» EXERCISE DESCRIPTION:
Leave out the pictures and copy everything else below exactly.

» DATA SHOWN:
========================================

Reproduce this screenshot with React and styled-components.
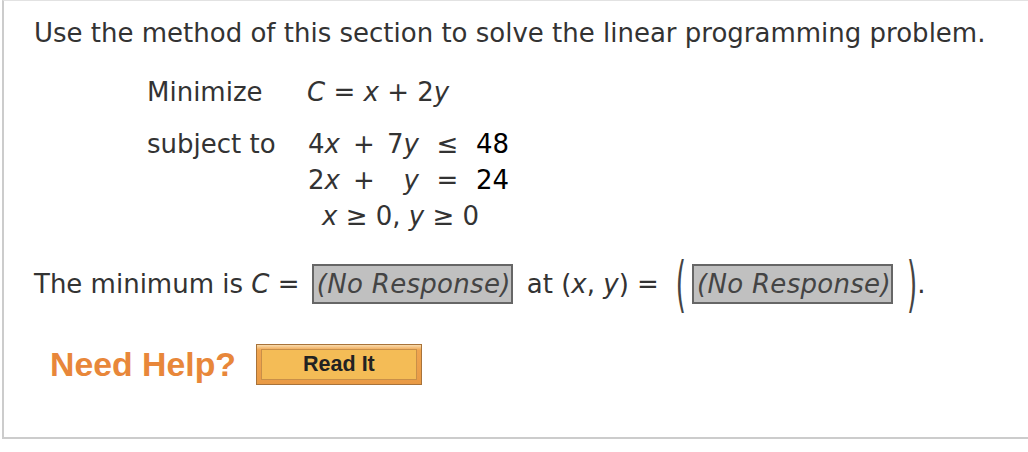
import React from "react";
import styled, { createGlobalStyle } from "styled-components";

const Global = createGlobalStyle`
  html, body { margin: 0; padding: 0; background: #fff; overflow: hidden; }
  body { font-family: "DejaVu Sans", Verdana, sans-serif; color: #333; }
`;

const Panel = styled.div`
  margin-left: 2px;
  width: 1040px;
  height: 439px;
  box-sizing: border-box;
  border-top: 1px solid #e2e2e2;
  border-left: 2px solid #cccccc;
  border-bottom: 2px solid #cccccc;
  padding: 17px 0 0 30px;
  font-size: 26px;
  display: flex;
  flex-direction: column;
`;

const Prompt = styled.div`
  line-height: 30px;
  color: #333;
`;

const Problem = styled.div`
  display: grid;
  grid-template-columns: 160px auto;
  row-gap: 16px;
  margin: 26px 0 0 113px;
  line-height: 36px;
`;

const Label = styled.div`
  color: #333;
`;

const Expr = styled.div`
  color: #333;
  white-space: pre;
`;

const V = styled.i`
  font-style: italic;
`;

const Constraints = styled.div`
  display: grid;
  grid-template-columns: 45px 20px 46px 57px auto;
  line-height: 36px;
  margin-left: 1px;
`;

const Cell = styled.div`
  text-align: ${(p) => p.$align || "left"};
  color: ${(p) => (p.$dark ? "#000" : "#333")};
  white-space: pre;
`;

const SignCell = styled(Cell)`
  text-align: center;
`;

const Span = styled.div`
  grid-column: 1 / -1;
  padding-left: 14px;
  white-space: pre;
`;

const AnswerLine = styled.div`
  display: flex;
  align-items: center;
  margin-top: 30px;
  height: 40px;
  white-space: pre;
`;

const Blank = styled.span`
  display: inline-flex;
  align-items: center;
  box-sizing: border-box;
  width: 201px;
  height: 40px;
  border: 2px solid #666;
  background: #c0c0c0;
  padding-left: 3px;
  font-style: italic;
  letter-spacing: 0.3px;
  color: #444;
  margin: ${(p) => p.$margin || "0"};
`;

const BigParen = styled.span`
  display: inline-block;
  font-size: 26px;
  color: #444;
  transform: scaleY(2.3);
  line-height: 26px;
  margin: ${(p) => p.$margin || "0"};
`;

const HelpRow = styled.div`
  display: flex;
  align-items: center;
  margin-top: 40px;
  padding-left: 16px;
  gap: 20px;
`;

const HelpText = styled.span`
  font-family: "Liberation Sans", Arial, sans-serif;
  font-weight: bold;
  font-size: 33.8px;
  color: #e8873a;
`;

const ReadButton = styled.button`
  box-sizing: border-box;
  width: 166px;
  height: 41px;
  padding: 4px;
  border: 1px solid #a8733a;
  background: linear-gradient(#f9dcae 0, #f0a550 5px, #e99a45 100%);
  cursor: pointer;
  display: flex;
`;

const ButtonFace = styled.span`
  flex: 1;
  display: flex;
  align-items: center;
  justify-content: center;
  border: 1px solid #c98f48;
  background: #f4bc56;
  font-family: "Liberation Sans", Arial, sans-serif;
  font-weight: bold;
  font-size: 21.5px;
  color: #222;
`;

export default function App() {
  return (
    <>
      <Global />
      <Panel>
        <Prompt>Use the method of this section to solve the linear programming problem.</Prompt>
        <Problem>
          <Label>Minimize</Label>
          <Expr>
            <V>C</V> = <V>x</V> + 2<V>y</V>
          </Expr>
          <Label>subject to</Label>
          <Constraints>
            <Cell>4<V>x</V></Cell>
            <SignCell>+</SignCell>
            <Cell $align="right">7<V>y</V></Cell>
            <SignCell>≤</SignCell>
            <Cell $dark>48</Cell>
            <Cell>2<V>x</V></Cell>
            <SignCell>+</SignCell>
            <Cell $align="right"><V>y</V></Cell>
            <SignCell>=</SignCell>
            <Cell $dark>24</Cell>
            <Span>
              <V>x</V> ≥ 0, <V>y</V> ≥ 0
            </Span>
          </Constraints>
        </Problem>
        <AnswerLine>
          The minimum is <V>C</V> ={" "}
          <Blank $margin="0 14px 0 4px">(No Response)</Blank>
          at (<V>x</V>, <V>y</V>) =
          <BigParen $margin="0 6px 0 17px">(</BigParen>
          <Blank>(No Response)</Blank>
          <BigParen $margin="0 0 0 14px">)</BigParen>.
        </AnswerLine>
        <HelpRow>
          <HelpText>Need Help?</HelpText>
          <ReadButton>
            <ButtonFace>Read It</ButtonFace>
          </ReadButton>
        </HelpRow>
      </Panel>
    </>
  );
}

========================================

» THE SOLUTION:
Reproduce this screenshot with React and styled-components.
import React from "react";
import styled, { createGlobalStyle } from "styled-components";

const Global = createGlobalStyle`
  html, body { margin: 0; padding: 0; background: #fff; overflow: hidden; }
  body { font-family: "DejaVu Sans", Verdana, sans-serif; color: #333; }
`;

const Panel = styled.div`
  margin-left: 2px;
  width: 1040px;
  height: 439px;
  box-sizing: border-box;
  border-top: 1px solid #e2e2e2;
  border-left: 2px solid #cccccc;
  border-bottom: 2px solid #cccccc;
  padding: 17px 0 0 30px;
  font-size: 26px;
  display: flex;
  flex-direction: column;
`;

const Prompt = styled.div`
  line-height: 30px;
  color: #333;
`;

const Problem = styled.div`
  display: grid;
  grid-template-columns: 160px auto;
  row-gap: 16px;
  margin: 26px 0 0 113px;
  line-height: 36px;
`;

const Label = styled.div`
  color: #333;
`;

const Expr = styled.div`
  color: #333;
  white-space: pre;
`;

const V = styled.i`
  font-style: italic;
`;

const Constraints = styled.div`
  display: grid;
  grid-template-columns: 45px 20px 46px 57px auto;
  line-height: 36px;
  margin-left: 1px;
`;

const Cell = styled.div`
  text-align: ${(p) => p.$align || "left"};
  color: ${(p) => (p.$dark ? "#000" : "#333")};
  white-space: pre;
`;

const SignCell = styled(Cell)`
  text-align: center;
`;

const Span = styled.div`
  grid-column: 1 / -1;
  padding-left: 14px;
  white-space: pre;
`;

const AnswerLine = styled.div`
  display: flex;
  align-items: center;
  margin-top: 30px;
  height: 40px;
  white-space: pre;
`;

const Blank = styled.span`
  display: inline-flex;
  align-items: center;
  box-sizing: border-box;
  width: 201px;
  height: 40px;
  border: 2px solid #666;
  background: #c0c0c0;
  padding-left: 3px;
  font-style: italic;
  letter-spacing: 0.3px;
  color: #444;
  margin: ${(p) => p.$margin || "0"};
`;

const BigParen = styled.span`
  display: inline-block;
  font-size: 26px;
  color: #444;
  transform: scaleY(2.3);
  line-height: 26px;
  margin: ${(p) => p.$margin || "0"};
`;

const HelpRow = styled.div`
  display: flex;
  align-items: center;
  margin-top: 40px;
  padding-left: 16px;
  gap: 20px;
`;

const HelpText = styled.span`
  font-family: "Liberation Sans", Arial, sans-serif;
  font-weight: bold;
  font-size: 33.8px;
  color: #e8873a;
`;

const ReadButton = styled.button`
  box-sizing: border-box;
  width: 166px;
  height: 41px;
  padding: 4px;
  border: 1px solid #a8733a;
  background: linear-gradient(#f9dcae 0, #f0a550 5px, #e99a45 100%);
  cursor: pointer;
  display: flex;
`;

const ButtonFace = styled.span`
  flex: 1;
  display: flex;
  align-items: center;
  justify-content: center;
  border: 1px solid #c98f48;
  background: #f4bc56;
  font-family: "Liberation Sans", Arial, sans-serif;
  font-weight: bold;
  font-size: 21.5px;
  color: #222;
`;

export default function App() {
  return (
    <>
      <Global />
      <Panel>
        <Prompt>Use the method of this section to solve the linear programming problem.</Prompt>
        <Problem>
          <Label>Minimize</Label>
          <Expr>
            <V>C</V> = <V>x</V> + 2<V>y</V>
          </Expr>
          <Label>subject to</Label>
          <Constraints>
            <Cell>4<V>x</V></Cell>
            <SignCell>+</SignCell>
            <Cell $align="right">7<V>y</V></Cell>
            <SignCell>≤</SignCell>
            <Cell $dark>48</Cell>
            <Cell>2<V>x</V></Cell>
            <SignCell>+</SignCell>
            <Cell $align="right"><V>y</V></Cell>
            <SignCell>=</SignCell>
            <Cell $dark>24</Cell>
            <Span>
              <V>x</V> ≥ 0, <V>y</V> ≥ 0
            </Span>
          </Constraints>
        </Problem>
        <AnswerLine>
          The minimum is <V>C</V> ={" "}
          <Blank $margin="0 14px 0 4px">(No Response)</Blank>
          at (<V>x</V>, <V>y</V>) =
          <BigParen $margin="0 6px 0 17px">(</BigParen>
          <Blank>(No Response)</Blank>
          <BigParen $margin="0 0 0 14px">)</BigParen>.
        </AnswerLine>
        <HelpRow>
          <HelpText>Need Help?</HelpText>
          <ReadButton>
            <ButtonFace>Read It</ButtonFace>
          </ReadButton>
        </HelpRow>
      </Panel>
    </>
  );
}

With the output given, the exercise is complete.